I experience this too from time to time. I have found 2 reasons this
happens. 

One is if the memory limit for php is too low for a site it can cause a
php-cgi instance to core when it runs out of memory. This uses lots of CPU
and can make it easy to lock-up a server. You should be able to find this in
your /var/log/httpd/error_log file. Search for memory or exceeded - it's
been a while I may not be remembering the terms exactly. 

PHP with joomla, drupal, wordpress or other frameworks can use an amazing
amount of memory depending on plugins. Some are horrible. I had one site
that exceeded 128MB because of a wordpress membership plugin. Turns out it
suggests using a dedicated and pretty hefty server with more than 500
members. Sheesh!! There was an alternative I suggested to the client (a
couple years ago) that used a fraction of the resources. Just using that
module *was an attack* on the server!

The other is just what you are suggesting: crawlers/bots:

Legit search engine crawlers generally way 15 to 30 seconds between page
loads. Those that don't wait may be malicious or someone who does not follow
crawler netiquette.

With these automated "attacks" badly written crawlers or bots can often be
identified by their ident string found in the logs and blocked via
robots.txt or if they don't respect robots.txt, in a .htaccess (or better,
the sitexx.include file as those settings are already in apache memory).
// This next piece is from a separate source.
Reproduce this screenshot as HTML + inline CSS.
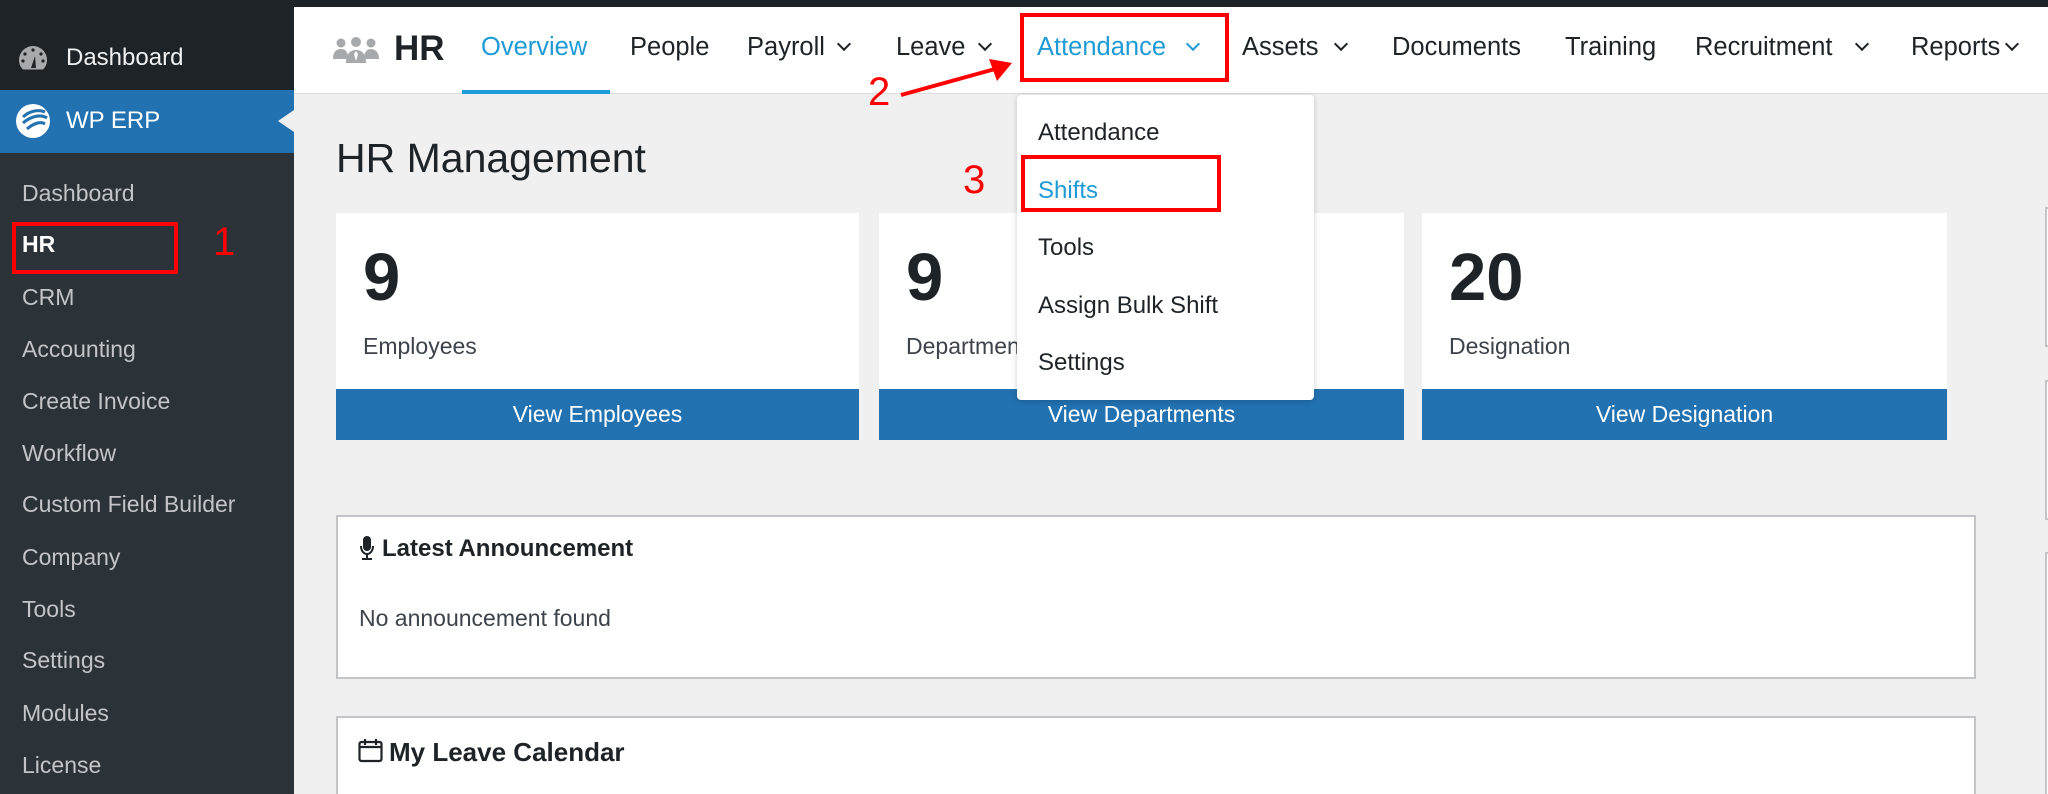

The problem arises when the offending crawler or bot is using a real browser
ident string (spoofing a real browser). In my opinion these are probably
brute force password attacks, site content scrapers, or denial of service
attacks. The idea is to break in  or take down the site.

For password attacks I have found several password protection plugins that
are free. I expect they also exist for Joomla and Drupal. These block
(temporarily or permanently) access for IP's of offenders. 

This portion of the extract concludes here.